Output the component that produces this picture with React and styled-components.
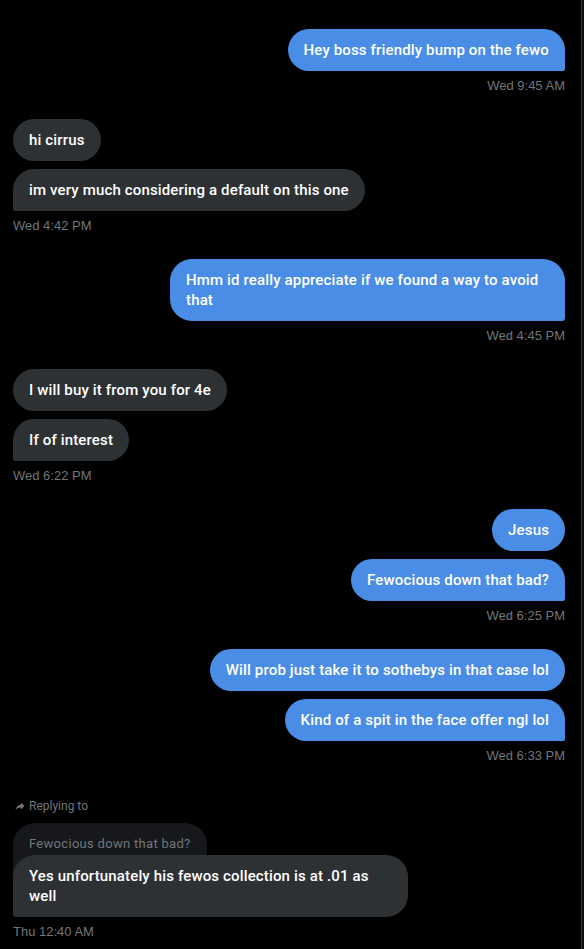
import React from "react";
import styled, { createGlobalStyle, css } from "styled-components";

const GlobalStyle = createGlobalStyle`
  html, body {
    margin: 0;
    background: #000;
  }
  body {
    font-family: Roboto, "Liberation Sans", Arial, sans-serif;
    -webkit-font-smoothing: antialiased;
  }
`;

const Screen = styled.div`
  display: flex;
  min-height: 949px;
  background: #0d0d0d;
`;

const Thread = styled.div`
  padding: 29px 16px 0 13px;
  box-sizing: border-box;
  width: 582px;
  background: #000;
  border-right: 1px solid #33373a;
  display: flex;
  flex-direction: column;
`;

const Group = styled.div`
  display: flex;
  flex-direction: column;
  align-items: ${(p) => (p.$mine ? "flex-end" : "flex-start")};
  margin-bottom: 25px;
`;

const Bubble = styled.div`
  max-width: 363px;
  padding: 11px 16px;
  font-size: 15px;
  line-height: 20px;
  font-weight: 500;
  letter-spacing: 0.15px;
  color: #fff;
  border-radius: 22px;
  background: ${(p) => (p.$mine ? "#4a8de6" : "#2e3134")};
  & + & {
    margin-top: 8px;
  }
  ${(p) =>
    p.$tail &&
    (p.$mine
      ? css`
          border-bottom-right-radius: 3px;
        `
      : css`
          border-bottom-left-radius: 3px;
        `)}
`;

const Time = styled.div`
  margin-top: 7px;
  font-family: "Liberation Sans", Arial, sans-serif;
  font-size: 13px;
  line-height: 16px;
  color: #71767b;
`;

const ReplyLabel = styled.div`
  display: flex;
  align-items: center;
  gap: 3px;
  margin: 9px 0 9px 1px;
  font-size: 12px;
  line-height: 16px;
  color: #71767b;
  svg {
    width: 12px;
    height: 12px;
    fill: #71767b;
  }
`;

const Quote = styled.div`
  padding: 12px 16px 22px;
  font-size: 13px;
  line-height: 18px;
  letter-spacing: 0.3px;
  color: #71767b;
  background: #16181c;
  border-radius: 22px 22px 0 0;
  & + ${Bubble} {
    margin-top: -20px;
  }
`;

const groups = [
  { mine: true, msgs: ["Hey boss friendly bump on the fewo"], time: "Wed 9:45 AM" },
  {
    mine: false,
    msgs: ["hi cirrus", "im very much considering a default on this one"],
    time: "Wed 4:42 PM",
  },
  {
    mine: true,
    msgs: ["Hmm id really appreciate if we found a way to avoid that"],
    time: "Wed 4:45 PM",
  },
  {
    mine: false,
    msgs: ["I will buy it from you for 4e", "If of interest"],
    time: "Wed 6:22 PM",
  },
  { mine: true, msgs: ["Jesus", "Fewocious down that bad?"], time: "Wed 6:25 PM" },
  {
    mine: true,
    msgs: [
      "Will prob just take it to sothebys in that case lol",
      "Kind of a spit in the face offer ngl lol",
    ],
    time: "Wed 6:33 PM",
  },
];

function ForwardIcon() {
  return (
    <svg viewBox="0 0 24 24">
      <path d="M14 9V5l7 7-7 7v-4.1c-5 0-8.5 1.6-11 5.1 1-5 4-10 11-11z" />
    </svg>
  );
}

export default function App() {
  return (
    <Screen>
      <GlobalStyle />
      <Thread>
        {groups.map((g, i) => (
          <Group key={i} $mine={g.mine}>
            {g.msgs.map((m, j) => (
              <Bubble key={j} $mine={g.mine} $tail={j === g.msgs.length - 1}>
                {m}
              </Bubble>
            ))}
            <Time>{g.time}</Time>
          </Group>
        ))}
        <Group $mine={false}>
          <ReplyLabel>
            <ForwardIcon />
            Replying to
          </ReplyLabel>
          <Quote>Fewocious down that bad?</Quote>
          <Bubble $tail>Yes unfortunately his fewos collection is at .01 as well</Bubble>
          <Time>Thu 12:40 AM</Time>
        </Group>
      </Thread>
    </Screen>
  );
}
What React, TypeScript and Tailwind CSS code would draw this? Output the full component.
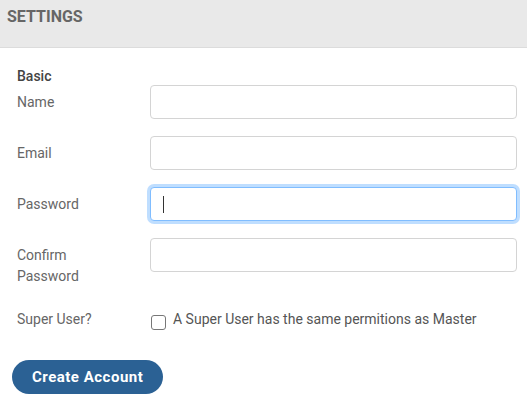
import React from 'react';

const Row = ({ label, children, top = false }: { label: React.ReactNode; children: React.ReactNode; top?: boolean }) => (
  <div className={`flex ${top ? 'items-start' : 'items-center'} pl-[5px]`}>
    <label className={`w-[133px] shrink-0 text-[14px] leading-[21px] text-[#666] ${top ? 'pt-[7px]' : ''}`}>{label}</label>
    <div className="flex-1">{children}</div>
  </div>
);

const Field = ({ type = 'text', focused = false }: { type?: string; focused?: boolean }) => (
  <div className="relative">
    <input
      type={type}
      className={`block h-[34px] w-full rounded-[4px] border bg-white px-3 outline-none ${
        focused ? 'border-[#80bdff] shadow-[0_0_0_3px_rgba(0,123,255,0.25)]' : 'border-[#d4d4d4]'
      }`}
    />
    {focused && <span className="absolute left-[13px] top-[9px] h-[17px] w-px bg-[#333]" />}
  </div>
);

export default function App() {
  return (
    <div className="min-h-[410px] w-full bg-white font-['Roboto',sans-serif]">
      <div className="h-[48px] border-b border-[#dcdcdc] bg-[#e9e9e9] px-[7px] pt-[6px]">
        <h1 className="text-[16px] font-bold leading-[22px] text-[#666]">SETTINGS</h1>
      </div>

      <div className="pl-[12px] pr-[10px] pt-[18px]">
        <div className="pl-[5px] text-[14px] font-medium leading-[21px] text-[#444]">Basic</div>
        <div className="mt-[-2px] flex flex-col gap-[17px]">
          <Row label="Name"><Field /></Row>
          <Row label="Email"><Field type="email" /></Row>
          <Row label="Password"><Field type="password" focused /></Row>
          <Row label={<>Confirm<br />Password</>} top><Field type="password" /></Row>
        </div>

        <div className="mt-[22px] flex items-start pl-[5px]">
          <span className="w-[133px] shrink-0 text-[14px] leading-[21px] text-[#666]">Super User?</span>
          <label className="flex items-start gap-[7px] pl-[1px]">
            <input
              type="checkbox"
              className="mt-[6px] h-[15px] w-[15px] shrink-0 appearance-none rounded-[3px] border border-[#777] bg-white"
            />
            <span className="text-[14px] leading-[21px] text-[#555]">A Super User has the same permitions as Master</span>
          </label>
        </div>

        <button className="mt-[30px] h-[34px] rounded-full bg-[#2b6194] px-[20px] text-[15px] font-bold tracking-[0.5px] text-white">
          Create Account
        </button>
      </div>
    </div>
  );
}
━━━━━━━━━━━━━━━━━━━━
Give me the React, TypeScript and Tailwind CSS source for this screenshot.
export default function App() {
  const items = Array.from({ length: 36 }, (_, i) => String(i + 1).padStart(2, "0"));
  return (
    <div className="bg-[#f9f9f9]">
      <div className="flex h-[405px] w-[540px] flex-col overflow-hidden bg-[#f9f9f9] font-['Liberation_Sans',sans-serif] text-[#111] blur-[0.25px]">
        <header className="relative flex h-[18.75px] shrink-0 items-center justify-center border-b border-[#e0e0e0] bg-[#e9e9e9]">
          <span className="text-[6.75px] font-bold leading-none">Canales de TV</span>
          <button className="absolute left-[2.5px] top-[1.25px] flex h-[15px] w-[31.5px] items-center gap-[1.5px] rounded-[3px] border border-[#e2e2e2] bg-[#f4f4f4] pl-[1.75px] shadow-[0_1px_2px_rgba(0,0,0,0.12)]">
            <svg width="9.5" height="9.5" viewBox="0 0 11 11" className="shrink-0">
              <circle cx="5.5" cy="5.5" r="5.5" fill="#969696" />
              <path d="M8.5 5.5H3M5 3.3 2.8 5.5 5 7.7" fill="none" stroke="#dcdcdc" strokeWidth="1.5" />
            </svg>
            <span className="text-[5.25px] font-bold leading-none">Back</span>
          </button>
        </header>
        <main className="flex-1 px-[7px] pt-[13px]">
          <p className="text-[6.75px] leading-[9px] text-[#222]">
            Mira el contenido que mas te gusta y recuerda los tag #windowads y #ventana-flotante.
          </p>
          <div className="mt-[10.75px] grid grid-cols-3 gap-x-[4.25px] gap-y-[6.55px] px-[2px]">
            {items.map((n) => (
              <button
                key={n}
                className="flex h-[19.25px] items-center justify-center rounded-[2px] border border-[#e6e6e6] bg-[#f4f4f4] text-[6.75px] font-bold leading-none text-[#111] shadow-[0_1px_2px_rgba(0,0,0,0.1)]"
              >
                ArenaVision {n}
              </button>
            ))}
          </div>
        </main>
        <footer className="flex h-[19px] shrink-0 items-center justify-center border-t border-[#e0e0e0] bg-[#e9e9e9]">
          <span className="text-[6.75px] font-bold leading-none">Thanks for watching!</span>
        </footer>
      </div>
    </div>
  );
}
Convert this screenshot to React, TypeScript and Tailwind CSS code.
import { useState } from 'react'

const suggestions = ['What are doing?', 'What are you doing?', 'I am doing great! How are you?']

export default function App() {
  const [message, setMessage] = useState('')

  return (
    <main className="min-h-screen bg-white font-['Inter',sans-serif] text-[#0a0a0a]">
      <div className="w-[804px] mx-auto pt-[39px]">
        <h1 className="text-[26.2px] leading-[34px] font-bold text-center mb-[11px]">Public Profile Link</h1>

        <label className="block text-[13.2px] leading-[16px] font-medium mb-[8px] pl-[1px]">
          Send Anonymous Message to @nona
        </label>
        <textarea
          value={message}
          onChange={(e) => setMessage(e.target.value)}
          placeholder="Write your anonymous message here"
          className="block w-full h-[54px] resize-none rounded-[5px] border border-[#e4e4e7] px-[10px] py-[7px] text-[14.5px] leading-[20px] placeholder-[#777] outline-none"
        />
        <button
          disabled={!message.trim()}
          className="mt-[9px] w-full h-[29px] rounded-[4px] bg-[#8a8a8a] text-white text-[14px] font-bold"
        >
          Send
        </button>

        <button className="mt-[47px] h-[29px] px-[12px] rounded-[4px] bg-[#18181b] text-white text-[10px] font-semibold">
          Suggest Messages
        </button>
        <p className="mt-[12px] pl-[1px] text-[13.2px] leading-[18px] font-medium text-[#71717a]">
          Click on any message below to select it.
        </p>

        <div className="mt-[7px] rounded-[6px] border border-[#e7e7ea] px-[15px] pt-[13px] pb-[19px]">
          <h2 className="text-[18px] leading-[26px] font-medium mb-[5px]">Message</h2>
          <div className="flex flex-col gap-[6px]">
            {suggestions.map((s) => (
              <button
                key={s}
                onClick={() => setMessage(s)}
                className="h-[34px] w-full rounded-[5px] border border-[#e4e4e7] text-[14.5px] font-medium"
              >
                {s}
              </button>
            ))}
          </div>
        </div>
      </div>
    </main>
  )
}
━━━━━━━━━━━━━━━━━━━━
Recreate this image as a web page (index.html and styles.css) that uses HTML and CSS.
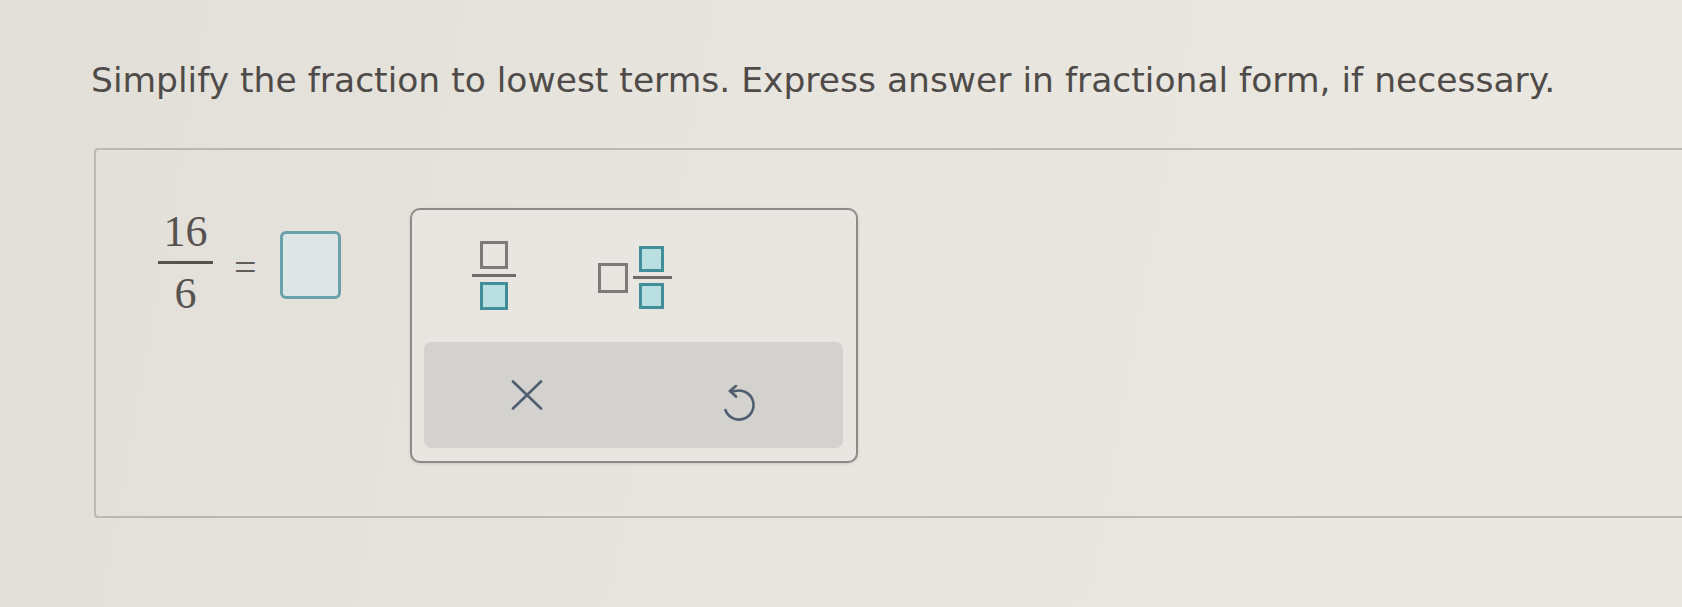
━━━━━━━━━━━━━━━━━━━━
Look through the entries above for the word "html". Copy every line where it shows up.

Completed task:
  html, body {
Recreate this image as a web page (index.html and styles.css) that uses HTML and CSS.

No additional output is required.